The change came in what’s called the components of population change. But it wasn’t about net migration, which controls the region’s population. The number of newcomers is the population driver because more locals die each year than those who are born. There’s also a bunch of people – mostly college graduates – who leave the region every year.
It’s been that way for quite a while, but it’s one of those things that produces notable change so slowly it got little attention until a couple years ago.
So, what was the change?
Region wide, there was a tiny increase in the number of births, and the death rate decreased in all but one of the region’s core jurisdictions.
Before anyone gets too excited, the increase in births was small – very small. During 2023, there were 5,508 births, up one from the previous year. But it was the second straight year the number increased. During 2022, there were 150 more births than the previous year. And according to the Census, births increased in 19 sates – mostly in the South.
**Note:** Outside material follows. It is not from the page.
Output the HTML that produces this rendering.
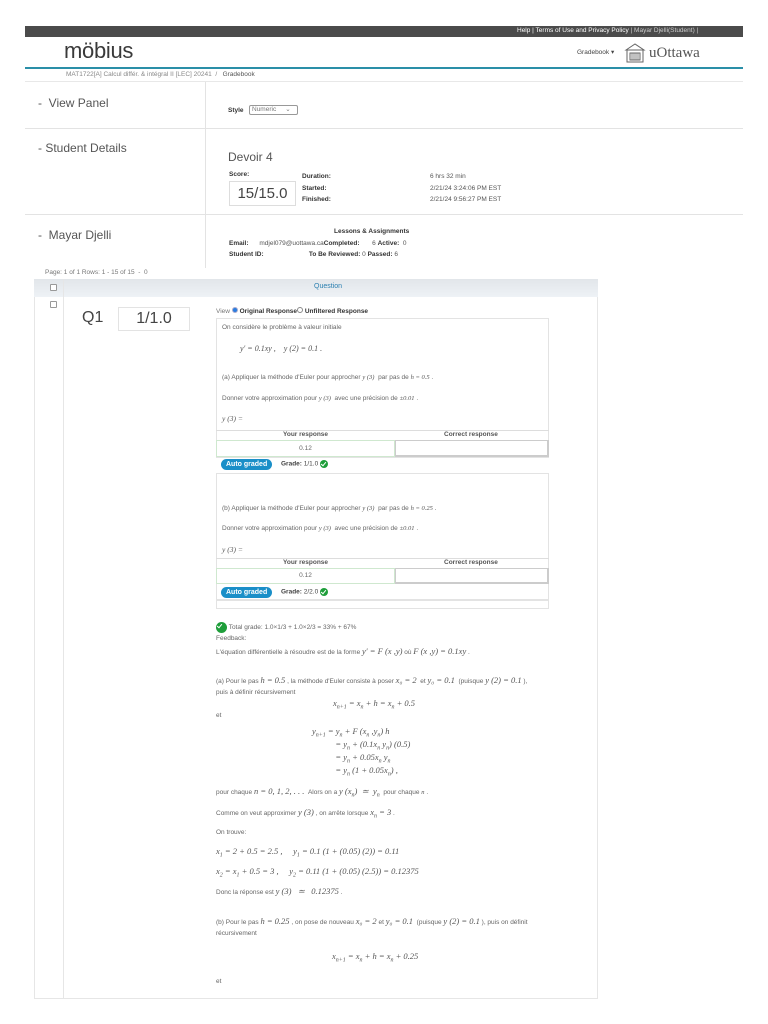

Births typically increase when there’s optimism about the economy, which fits with the local numbers. Births peaked at 5,923 in 2013. Since then, the trend receded – until 2023. Locals can gripe about higher home prices, much higher rents, and the cost of food and services, but their spending continues at a good clip. In fact, local consumer spending props up an increased part of the local economy.
These small increases in the birth rate are not enough to be a population driver because their first cousin in the natural population gain formula – the death rate – is still higher. But there’s also a change in it. The biggest birth increase was in Greene Co., up six from the previous year.
While there were 266 more deaths region wide in the last count, but it was a decrease from the previous year.
Just like the fertility rate driver, the reasons for fewer deaths are varied. A big reason is we’re past the big part of the Covid-19 deaths. But according to the Bureau of Economic Research, fewer deaths are increasingly more about medical care, including high-tech medical treatment, and not to social or economic improvements.
Sullivan Co. had the biggest decease in the number of deaths, down 394 from the previous year.